If you manage a Drupal website, a site audit is one of the most powerful tools to ensure your platform is secure, optimized, and scalable.

Whether you’re preparing for a redesign, troubleshooting performance issues, or planning a migration, auditing your Drupal site helps uncover hidden problems and opportunities for improvement.

What Is a Drupal Site Audit?

A Drupal site audit is a comprehensive review of your website’s structure, codebase, modules, configuration, performance, and security. It identifies inefficiencies, outdated components, and potential vulnerabilities, allowing developers and site owners to make informed decisions about future improvements.

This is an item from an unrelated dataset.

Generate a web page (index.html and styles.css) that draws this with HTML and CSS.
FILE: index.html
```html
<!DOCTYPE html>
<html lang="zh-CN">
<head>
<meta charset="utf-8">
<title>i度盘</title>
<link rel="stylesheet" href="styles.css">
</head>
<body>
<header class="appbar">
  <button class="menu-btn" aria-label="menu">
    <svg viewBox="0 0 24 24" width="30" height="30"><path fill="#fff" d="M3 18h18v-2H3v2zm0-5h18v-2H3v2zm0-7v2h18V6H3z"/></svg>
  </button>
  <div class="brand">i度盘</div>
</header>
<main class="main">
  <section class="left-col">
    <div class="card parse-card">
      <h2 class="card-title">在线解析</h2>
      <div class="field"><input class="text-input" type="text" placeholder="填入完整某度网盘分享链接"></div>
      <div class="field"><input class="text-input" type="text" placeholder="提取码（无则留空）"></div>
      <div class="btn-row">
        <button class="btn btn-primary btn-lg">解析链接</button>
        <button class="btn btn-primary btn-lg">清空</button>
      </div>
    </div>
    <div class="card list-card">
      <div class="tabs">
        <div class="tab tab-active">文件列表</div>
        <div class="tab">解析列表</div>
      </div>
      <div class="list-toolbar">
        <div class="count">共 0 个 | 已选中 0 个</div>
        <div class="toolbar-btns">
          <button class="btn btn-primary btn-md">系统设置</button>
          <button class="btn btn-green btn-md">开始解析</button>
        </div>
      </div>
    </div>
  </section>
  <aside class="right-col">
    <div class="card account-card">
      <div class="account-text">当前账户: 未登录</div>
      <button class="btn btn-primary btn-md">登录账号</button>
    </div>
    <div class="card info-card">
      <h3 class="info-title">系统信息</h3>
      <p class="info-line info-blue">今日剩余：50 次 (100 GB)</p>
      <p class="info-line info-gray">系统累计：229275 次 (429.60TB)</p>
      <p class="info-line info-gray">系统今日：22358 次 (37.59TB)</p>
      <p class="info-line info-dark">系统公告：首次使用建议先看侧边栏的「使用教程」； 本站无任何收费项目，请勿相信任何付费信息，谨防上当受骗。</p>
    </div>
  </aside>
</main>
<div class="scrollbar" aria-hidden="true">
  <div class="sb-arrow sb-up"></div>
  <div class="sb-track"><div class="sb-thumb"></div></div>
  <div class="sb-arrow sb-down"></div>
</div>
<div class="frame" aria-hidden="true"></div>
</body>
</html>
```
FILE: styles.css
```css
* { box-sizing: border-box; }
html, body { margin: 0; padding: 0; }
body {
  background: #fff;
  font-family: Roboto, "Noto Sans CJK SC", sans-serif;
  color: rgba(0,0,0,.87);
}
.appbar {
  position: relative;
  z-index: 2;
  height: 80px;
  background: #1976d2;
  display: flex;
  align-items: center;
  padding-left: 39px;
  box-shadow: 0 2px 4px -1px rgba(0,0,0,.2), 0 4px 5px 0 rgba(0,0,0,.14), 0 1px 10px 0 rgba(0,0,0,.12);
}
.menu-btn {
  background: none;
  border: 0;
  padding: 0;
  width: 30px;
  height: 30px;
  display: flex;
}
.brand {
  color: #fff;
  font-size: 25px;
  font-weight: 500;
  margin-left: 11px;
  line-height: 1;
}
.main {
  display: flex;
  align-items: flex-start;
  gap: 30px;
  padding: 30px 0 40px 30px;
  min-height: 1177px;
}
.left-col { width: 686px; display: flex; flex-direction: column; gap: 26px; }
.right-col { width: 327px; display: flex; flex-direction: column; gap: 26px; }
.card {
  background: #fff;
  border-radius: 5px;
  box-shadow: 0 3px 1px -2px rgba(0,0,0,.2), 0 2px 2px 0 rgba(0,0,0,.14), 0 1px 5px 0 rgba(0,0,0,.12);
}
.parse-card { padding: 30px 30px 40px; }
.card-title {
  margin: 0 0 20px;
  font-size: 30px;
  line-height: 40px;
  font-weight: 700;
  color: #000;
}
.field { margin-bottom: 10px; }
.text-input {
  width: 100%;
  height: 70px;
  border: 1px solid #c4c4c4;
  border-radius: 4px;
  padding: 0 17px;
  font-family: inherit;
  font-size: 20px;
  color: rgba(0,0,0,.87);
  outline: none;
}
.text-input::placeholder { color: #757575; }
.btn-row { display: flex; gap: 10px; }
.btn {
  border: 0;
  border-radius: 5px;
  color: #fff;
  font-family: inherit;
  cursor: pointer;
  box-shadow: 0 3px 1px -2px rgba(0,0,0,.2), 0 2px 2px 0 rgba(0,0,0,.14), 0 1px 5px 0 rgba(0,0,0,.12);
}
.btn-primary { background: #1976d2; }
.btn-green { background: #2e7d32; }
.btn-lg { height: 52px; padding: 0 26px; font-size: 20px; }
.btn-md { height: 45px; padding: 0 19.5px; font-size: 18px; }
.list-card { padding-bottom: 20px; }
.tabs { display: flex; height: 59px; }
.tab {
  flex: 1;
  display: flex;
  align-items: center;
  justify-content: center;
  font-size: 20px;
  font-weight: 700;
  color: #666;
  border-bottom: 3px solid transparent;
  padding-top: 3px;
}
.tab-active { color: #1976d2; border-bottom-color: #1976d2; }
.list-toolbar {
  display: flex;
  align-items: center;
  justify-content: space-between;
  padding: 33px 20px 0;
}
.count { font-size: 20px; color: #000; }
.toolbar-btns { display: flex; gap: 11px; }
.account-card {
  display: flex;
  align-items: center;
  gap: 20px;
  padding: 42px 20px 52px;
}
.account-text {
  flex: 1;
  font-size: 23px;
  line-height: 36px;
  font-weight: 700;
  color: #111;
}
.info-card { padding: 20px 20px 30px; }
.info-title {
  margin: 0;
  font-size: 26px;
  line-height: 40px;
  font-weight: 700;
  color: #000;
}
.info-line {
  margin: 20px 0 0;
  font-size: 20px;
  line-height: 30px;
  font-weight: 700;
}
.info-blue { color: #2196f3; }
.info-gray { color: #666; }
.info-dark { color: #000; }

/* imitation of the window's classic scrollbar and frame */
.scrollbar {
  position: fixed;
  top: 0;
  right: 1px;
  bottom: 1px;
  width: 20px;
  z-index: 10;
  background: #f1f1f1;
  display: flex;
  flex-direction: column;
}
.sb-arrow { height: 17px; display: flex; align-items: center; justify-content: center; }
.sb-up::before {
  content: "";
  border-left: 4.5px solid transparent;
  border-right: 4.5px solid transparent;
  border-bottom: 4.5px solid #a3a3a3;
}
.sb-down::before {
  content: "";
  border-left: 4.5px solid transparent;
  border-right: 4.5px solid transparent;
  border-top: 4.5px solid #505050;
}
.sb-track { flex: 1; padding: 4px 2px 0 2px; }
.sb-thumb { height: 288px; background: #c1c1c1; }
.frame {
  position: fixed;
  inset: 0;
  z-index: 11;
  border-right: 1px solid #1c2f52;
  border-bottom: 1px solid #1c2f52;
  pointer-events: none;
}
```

Why Is a Drupal Audit Important?

Here’s what a well-executed audit can help you achieve:

Improve Website Speed

Audits highlight slow-loading pages, unoptimized images, and heavy modules that could be dragging your site down.

Enhance Security

Outdated modules, weak permissions, or misconfigured settings can expose your site to security threats. An audit helps patch those risks.

Ensure Scalability

If your site has grown over time, the original architecture may no longer support your needs. Audits pinpoint bottlenecks before they become major problems.

Prepare for Upgrades

Thinking about moving from Drupal 7 to 10? An audit assesses upgrade readiness and prevents data loss during migrations.

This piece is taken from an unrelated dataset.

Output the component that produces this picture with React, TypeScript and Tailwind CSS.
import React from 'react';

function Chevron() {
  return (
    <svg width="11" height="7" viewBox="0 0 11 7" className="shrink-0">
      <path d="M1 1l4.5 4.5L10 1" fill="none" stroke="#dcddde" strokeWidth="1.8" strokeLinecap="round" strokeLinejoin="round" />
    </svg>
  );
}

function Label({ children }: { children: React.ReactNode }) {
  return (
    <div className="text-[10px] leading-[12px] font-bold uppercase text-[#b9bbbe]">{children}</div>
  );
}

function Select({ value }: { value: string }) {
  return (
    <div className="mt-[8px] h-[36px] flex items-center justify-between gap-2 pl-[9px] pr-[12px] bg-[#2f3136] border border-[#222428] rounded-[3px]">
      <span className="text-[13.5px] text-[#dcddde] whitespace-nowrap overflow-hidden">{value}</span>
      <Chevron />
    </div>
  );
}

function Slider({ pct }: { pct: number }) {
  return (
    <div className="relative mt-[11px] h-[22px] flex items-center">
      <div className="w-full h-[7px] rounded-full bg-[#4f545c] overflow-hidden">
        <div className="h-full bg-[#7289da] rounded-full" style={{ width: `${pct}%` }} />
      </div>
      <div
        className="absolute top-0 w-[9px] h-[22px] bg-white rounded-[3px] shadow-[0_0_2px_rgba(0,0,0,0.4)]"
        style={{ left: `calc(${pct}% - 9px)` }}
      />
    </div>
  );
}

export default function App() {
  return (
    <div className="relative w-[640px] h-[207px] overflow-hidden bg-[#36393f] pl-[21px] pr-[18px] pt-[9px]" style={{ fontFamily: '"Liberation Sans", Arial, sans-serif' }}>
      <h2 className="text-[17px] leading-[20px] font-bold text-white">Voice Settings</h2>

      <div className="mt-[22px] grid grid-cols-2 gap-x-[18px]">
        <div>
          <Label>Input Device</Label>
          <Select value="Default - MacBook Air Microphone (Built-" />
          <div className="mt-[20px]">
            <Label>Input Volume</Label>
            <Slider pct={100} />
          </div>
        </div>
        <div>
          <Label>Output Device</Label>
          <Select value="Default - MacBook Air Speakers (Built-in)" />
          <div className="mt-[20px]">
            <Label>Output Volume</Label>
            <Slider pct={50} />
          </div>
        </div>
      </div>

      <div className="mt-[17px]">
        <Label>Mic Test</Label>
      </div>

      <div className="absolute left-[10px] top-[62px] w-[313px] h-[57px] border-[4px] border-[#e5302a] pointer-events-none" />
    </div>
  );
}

Optimize SEO & Accessibility

Audits often include checks for broken links, metadata issues, and WCAG compliance to boost search engine rankings and user experience.

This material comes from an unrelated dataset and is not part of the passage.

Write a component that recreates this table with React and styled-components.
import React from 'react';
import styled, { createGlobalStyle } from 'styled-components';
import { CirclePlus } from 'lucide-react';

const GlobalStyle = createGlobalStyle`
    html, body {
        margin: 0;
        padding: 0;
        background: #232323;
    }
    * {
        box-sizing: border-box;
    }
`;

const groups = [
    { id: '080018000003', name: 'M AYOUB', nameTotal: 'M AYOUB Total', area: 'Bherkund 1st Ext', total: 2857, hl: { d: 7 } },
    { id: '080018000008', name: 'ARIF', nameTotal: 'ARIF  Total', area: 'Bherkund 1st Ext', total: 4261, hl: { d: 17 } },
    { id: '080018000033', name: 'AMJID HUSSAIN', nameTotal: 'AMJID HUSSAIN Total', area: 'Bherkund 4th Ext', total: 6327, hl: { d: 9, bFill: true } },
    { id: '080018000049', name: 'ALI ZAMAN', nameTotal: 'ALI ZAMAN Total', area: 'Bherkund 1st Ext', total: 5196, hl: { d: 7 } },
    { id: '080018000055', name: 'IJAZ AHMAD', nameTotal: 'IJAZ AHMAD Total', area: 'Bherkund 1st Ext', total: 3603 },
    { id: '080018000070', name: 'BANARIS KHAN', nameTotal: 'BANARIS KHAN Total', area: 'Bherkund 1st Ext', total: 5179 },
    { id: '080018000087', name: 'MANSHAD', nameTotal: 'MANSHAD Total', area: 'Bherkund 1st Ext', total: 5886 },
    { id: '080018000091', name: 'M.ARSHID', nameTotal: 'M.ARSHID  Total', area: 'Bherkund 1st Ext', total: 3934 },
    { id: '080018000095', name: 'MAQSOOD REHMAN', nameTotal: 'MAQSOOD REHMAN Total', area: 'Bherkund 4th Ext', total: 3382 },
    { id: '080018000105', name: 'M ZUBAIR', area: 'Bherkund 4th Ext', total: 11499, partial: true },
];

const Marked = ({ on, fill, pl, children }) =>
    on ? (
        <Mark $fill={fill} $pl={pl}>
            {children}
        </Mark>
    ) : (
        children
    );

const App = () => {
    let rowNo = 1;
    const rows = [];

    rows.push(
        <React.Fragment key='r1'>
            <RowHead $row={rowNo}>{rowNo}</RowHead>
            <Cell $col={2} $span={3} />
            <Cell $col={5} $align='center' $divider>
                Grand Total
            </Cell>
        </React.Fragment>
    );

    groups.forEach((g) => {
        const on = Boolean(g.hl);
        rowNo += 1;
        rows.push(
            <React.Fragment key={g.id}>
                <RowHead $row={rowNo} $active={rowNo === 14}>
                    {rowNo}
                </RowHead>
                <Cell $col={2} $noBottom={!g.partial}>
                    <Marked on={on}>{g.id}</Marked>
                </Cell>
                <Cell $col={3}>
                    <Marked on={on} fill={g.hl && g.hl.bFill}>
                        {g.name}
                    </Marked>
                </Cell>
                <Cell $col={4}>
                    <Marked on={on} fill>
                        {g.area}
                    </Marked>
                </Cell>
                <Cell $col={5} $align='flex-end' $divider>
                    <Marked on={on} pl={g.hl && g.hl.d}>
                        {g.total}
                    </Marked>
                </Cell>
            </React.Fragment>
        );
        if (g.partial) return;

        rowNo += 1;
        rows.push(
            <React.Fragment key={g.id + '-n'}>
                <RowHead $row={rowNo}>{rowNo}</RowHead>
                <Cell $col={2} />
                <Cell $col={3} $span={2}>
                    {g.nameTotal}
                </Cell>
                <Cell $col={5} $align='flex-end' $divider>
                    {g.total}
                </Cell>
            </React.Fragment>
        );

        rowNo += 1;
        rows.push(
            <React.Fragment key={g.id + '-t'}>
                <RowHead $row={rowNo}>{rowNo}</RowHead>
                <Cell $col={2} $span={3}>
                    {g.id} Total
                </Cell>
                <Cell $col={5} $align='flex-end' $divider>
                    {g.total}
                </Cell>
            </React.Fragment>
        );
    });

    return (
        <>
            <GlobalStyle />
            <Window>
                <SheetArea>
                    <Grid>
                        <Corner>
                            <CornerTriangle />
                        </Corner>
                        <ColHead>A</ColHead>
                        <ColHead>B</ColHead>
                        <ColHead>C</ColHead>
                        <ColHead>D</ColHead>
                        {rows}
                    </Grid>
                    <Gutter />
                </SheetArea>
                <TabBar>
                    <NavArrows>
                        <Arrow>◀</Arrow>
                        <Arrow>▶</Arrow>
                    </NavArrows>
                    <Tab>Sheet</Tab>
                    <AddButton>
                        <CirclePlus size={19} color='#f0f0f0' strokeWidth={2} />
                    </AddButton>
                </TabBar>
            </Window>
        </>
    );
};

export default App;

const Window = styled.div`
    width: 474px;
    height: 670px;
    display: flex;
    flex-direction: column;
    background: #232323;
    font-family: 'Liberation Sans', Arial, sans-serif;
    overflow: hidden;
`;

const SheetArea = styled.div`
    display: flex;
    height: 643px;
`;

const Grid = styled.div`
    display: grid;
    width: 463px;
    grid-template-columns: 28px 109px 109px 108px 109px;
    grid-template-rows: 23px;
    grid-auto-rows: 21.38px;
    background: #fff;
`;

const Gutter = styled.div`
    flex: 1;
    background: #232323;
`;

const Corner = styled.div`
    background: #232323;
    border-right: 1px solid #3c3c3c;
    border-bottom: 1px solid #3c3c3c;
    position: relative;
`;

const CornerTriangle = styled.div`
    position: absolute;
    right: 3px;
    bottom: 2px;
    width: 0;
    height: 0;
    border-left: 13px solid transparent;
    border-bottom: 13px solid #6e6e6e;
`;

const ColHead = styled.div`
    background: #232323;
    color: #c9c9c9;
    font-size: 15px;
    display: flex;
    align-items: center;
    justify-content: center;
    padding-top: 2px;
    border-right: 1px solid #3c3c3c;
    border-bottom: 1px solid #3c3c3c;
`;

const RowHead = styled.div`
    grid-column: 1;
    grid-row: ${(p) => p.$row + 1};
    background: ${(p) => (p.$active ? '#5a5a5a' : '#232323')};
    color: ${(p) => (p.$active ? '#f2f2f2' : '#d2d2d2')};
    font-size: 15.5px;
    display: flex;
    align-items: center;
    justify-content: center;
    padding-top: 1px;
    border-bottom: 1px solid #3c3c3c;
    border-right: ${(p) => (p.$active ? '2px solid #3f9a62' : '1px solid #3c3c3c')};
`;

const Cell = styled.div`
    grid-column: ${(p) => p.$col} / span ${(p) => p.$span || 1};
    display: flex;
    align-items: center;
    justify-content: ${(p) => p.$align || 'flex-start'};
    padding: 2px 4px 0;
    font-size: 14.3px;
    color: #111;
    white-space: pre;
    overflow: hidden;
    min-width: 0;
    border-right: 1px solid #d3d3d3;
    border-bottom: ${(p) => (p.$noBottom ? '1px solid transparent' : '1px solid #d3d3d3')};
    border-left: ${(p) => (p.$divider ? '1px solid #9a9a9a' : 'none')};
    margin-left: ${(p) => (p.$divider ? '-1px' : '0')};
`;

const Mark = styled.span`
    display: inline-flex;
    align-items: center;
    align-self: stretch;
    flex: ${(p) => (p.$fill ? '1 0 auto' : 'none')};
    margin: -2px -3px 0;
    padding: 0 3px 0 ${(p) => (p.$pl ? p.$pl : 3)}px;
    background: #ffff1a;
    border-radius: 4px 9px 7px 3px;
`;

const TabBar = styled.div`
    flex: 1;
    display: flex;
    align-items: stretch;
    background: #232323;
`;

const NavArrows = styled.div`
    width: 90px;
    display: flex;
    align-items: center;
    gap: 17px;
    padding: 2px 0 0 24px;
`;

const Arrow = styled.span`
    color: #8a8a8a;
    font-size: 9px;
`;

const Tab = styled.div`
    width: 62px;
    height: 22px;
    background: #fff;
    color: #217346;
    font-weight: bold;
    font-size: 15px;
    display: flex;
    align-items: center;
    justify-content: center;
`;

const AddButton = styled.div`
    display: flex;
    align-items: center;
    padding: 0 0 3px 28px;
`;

What’s Included in a Drupal Site Audit?

A typical Drupal audit involves several key areas:

1. Codebase Review

Custom modules and themes inspection
Deprecated functions and coding standards
Security vulnerabilities in custom code

2. Performance Analysis

Page load speed testing
Caching configuration
Database optimization
Asset compression

3. Security Check

Core and module update status
User roles and permissions
SSL implementation
Known vulnerabilities

4. Configuration & Architecture

Content types and field usage
View efficiency
Block and layout structures
Configuration management practices

5. SEO & UX

URL structure and redirects
Meta tags, alt attributes, and heading hierarchy
Broken links and crawl errors
Mobile responsiveness

When Should You Audit Your Drupal Site?

Before a major upgrade or migration
When your website slows down
After a security breach or scare
During periodic maintenance (recommended at least once a year)
Before launching marketing campaigns that depend on solid UX and performance

How to Get Started

You can conduct a basic audit yourself using tools like:

Drupal’s Status Report
Security Review Module
Site Audit Drush Tool
Google PageSpeed Insights
Screaming Frog SEO Spider

For a deep dive, consider partnering with an experienced Drupal developer or agency. They can provide detailed documentation, prioritized recommendations, and even assist with remediation.

Final Thoughts

A Drupal site audit isn’t just about fixing what's broken—it's about proactively enhancing your website to meet future challenges. Whether you're running a corporate site, government portal, or eCommerce platform, regular audits are essential for staying secure, fast, and competitive.